Irgendwann kam mir die Erkenntnis, dass mein Hund vielleicht einfach nicht mit mir spielen möchte. Nun gut – für mich eine neue Erfahrung. Aber wie beschäftige ich den Hund dann…? Vielleicht ist sie einfach zu intelligent und möchte eher kopfmäßig gefordert werden?
Motte ist (trotz ihres Alters) sehr lernfähig. Also versuche ich, sie eben intelligenztechnisch zu beschäftigen. Und stoße an meine vom Dackel gesetzten Grenzen – denn sie macht mit, solange die als Belohnung gereichten Leckerchen ihrem momentanen Gusto entsprechen, die Übungen ihr die Mühe wert sind und sie die zu erbringenden Leistungen als sinnvoll erachtet. Falls das alles nicht zutrifft, hebelt sie mich aus – indem sie lieber kuscheln kommt. Ich weiß genau, dass da etwas schiefläuft. Kann aber dieser völligen, hingebungsvollen Zuneigung einfach nicht widerstehen. Ich weiß. Der Dackel hat mal wieder gewonnen. Schlecht für mich. Aber ich weiß auch, dass dieser Hund ohne Rücksicht auf Verluste für mich und sein Rudel alles tun würde. Diese uneingeschränkte Zuneigung ist für mich selbst schwer greifbar. Und gerade deshalb so schön und wichtig.
Bin ich eigentlich die Einzige, bei der diverse Übungen mit dem Dackel nur zu Hause und unter Ausschluss der Öffentlichkeit funktionieren…?

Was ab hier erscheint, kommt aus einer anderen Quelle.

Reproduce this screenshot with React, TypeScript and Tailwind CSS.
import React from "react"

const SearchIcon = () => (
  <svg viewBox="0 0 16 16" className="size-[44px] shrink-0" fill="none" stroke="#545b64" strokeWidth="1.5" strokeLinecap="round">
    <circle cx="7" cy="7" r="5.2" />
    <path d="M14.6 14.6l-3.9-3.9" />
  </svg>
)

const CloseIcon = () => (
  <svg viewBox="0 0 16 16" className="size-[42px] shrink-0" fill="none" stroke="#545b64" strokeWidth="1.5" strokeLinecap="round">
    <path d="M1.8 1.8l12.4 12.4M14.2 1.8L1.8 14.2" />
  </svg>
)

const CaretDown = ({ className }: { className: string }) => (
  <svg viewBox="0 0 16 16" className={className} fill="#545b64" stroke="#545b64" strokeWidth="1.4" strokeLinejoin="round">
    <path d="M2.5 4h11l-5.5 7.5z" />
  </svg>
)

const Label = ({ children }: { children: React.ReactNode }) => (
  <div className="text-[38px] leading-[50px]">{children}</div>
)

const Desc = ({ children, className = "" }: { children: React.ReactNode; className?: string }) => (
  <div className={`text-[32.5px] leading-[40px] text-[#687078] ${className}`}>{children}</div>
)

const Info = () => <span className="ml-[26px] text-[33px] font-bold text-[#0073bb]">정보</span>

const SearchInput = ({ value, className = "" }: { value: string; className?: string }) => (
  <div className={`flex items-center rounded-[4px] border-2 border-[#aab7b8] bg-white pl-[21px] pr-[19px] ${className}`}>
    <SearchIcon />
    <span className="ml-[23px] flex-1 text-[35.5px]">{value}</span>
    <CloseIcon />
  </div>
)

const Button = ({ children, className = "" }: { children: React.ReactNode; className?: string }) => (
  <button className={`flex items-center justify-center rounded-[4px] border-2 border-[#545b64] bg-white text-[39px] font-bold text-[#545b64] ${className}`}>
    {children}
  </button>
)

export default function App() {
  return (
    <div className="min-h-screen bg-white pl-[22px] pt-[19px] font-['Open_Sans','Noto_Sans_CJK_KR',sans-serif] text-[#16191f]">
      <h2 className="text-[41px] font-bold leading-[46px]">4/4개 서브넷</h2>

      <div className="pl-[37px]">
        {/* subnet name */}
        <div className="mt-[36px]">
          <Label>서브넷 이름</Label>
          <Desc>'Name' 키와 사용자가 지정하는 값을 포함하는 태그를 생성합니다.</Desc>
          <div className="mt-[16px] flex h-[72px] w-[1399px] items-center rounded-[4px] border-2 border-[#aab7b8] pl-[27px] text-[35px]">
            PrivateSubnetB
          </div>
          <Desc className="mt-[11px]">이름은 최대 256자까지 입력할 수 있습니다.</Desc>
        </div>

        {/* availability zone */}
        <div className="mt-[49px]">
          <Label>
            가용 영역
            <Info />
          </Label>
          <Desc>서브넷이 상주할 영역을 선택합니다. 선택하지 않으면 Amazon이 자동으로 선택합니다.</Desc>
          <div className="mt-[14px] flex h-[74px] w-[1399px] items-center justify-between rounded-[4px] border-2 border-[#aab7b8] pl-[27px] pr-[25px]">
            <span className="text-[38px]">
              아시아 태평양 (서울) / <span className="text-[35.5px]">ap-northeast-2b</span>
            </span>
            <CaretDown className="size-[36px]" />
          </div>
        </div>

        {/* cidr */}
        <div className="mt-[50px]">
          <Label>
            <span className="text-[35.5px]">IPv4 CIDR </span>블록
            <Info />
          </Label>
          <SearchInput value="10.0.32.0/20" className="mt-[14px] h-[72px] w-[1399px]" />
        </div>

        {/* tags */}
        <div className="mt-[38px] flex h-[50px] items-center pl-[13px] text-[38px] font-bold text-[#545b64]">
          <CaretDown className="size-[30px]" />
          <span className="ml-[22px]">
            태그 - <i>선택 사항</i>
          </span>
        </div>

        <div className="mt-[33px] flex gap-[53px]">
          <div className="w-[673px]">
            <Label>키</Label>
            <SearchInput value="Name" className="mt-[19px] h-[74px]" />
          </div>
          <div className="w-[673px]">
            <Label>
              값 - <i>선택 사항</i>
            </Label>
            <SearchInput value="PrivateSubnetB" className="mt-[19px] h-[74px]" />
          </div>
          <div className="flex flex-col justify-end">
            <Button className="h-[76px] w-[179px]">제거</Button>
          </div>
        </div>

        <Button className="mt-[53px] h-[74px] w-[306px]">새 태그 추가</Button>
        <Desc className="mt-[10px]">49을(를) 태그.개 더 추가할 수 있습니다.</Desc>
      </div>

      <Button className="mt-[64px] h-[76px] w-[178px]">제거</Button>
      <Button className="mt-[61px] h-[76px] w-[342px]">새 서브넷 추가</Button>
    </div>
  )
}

Ich fülle den Kong mit Leberwurst. Der Dackel schleckt. Für ein paar Minuten. Dann wird es ihr zu langweilig – und sie bringt mir ihren Ball und schaut mich erwartungsvoll an. Unterschätze ich den Dackel? Oder schmeckt die Wurst nicht? Oder ist einfach die Aufgabe zu einfach…? Wieder einmal wünsche ich mir, dass mein Hund mit mir spricht.

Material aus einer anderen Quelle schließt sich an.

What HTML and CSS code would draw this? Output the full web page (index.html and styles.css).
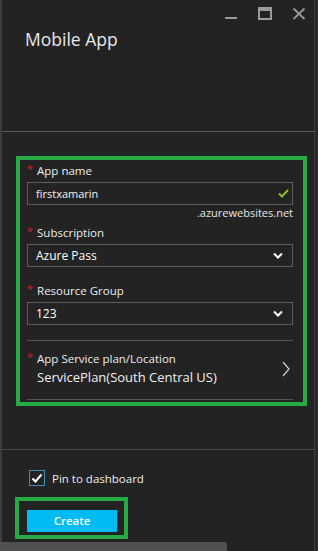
FILE: index.html
```html
<!DOCTYPE html>
<html lang="en">
<head>
    <meta charset="UTF-8">
    <meta name="viewport" content="width=device-width, initial-scale=1.0">
    <title>Mobile App</title>
    <link rel="stylesheet" href="styles.css">
</head>
<body>
    <div class="blade">
        <header class="blade-header">
            <div class="window-controls">
                <svg class="control" width="14" height="14" viewBox="0 0 14 14">
                    <path d="M1 11h12" stroke="#9a9a9a" stroke-width="2"/>
                </svg>
                <svg class="control" width="14" height="14" viewBox="0 0 14 14">
                    <rect x="1" y="1" width="12" height="11" fill="none" stroke="#9a9a9a" stroke-width="2"/>
                    <path d="M1 3h12" stroke="#9a9a9a" stroke-width="2"/>
                </svg>
                <svg class="control" width="14" height="14" viewBox="0 0 14 14">
                    <path d="M1.5 1.5l11 10.5M12.5 1.5l-11 10.5" stroke="#9a9a9a" stroke-width="1.8"/>
                </svg>
            </div>
            <h1>Mobile App</h1>
        </header>

        <section class="blade-content">
            <div class="highlight form-box">
                <label class="field-label"><span class="req">*</span>App name</label>
                <div class="input">
                    <span>firstxamarin</span>
                    <svg width="11" height="9" viewBox="0 0 11 9">
                        <path d="M1 4.5l3 3 6-6.5" fill="none" stroke="#8cbf26" stroke-width="2"/>
                    </svg>
                </div>
                <div class="suffix">.azurewebsites.net</div>

                <label class="field-label"><span class="req">*</span>Subscription</label>
                <div class="input select">
                    <span>Azure Pass</span>
                    <svg width="10" height="7" viewBox="0 0 10 7">
                        <path d="M1 1.5l4 4 4-4" fill="none" stroke="#ffffff" stroke-width="2"/>
                    </svg>
                </div>

                <label class="field-label spaced"><span class="req">*</span>Resource Group</label>
                <div class="input select">
                    <span>123</span>
                    <svg width="10" height="7" viewBox="0 0 10 7">
                        <path d="M1 1.5l4 4 4-4" fill="none" stroke="#ffffff" stroke-width="2"/>
                    </svg>
                </div>

                <div class="divider divider-top"></div>

                <div class="nav-row">
                    <div>
                        <div class="field-label"><span class="req">*</span>App Service plan/Location</div>
                        <div class="nav-value">ServicePlan(South Central US)</div>
                    </div>
                    <svg width="8" height="16" viewBox="0 0 8 16">
                        <path d="M1 1l6 7-6 7" fill="none" stroke="#d0d0d0" stroke-width="1.2"/>
                    </svg>
                </div>

                <div class="divider"></div>
            </div>
        </section>

        <footer class="blade-footer">
            <label class="checkbox-row">
                <span class="checkbox">
                    <svg width="12" height="11" viewBox="0 0 12 11">
                        <path d="M1.5 5.5l3 3 6-7" fill="none" stroke="#ffffff" stroke-width="2"/>
                    </svg>
                </span>
                Pin to dashboard
            </label>
            <div class="highlight create-box">
                <button class="create-btn">Create</button>
            </div>
        </footer>
    </div>
    <div class="scrollbar"></div>
</body>
</html>
```

FILE: styles.css
```css
body {
    margin: 0;
    background-color: #2a2a2a;
    font-family: 'Open Sans', 'Noto Sans', sans-serif;
    color: #e6e6e6;
    height: 551px;
    overflow: hidden;
}
.blade {
    width: 312px;
    height: 551px;
    background-color: #232323;
    border-left: 2px solid #3c3c3c;
    border-right: 1px solid #3c3c3c;
    display: flex;
    flex-direction: column;
}
.blade-header {
    box-sizing: border-box;
    height: 132px;
    border-bottom: 1px solid #5a5a5a;
    padding: 7px 0 0 23px;
}
.window-controls {
    display: flex;
    justify-content: flex-end;
    gap: 20px;
    padding-right: 8px;
}
h1 {
    margin: 6px 0 0 0;
    font-size: 17.5px;
    font-weight: 400;
    color: #e8e8e8;
}
.blade-content {
    box-sizing: border-box;
    height: 318px;
    padding: 24px 0 0 14px;
    border-bottom: 1px solid #4e4e4e;
}
.highlight {
    border: 4px solid #27aa46;
}
.form-box {
    box-sizing: border-box;
    width: 291px;
    padding: 2px 10px 2px 7px;
    display: flex;
    flex-direction: column;
}
.field-label {
    display: block;
    font-size: 11.5px;
    line-height: 18px;
    color: #ececec;
}
.field-label.spaced {
    margin-top: 15px;
}
.req {
    position: relative;
    top: -2px;
    color: #c8252c;
    font-size: 11px;
    margin-right: 4px;
}
.input {
    margin-top: 2px;
    height: 23px;
    box-sizing: border-box;
    border: 1px solid #5e5e5e;
    padding: 0 3px 0 8px;
    display: flex;
    align-items: center;
    justify-content: space-between;
    font-size: 11px;
    color: #f2f2f2;
}
.select {
    padding-right: 9px;
}
.select span {
    font-size: 12px;
    color: #ffffff;
}
.suffix {
    text-align: right;
    font-size: 11px;
    line-height: 16px;
    margin-bottom: 3px;
    color: #e6e6e6;
}
.divider {
    height: 1px;
    background-color: #555555;
}
.divider-top {
    margin-top: 15px;
}
.nav-row {
    display: flex;
    align-items: center;
    justify-content: space-between;
    padding: 9px 3px 12px 0;
}
.nav-value {
    margin-left: 10px;
    font-size: 13px;
    line-height: 19px;
    color: #f0f0f0;
}
.blade-footer {
    padding: 20px 0 0 13px;
}
.checkbox-row {
    display: flex;
    align-items: center;
    gap: 7px;
    margin-left: 14px;
    font-size: 11.5px;
    color: #ececec;
}
.checkbox {
    width: 16px;
    height: 16px;
    box-sizing: border-box;
    border: 1px solid #3f8fb8;
    display: flex;
    align-items: center;
    justify-content: center;
}
.create-box {
    margin-top: 11px;
    width: 113px;
    height: 42px;
    box-sizing: border-box;
    padding: 7px 0 0 8px;
}
.create-btn {
    width: 90px;
    height: 22px;
    border: none;
    background-color: #00bcf2;
    color: #ffffff;
    font-family: inherit;
    font-size: 11.5px;
    font-weight: 600;
    padding: 0;
}
.scrollbar {
    position: absolute;
    left: 0;
    top: 542px;
    width: 227px;
    height: 9px;
    background-color: #505050;
    border-top-right-radius: 3px;
}
```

Ich habe mir ein paar Anregungen zum Spielen aus dem www geholt. Und dieses Buch* habe ich und kann es empfehlen. Ich finde es toll. Motte ist allerdings eher der Dackelmeinung, dass manche Dinge einfach zu leicht zu durchschauen sind, glaube ich.
Und auch wenn mein Dackel nicht „spielen“ möchte – so wie ich es kenne: Motte hat mit Sicherheit ein schönes Leben – sie ist halt anders – aber immer noch sehr dackelisch. Und ich suche weiter, bis ich das Ding gefunden habe, nachdem sie ihr Leben lang gesucht haben könnte. Tun wir das nicht alle irgendwie? Suchen nach der Erfüllung…?

Nebenbei: ich schreibe natürlich nicht alleine – sondern werde von Motte begleitet. Und bekomme auch sensible Hinweise, wenn ich Dinge anders formulieren sollte.

 

 

Vielleicht ist mein Hund aber auch einfach nur glücklich mit diesem Leben und sucht gar nicht nach von mir definierten Erweiterungen… Hm. Darüber muss ich mal intensiv nachdenken.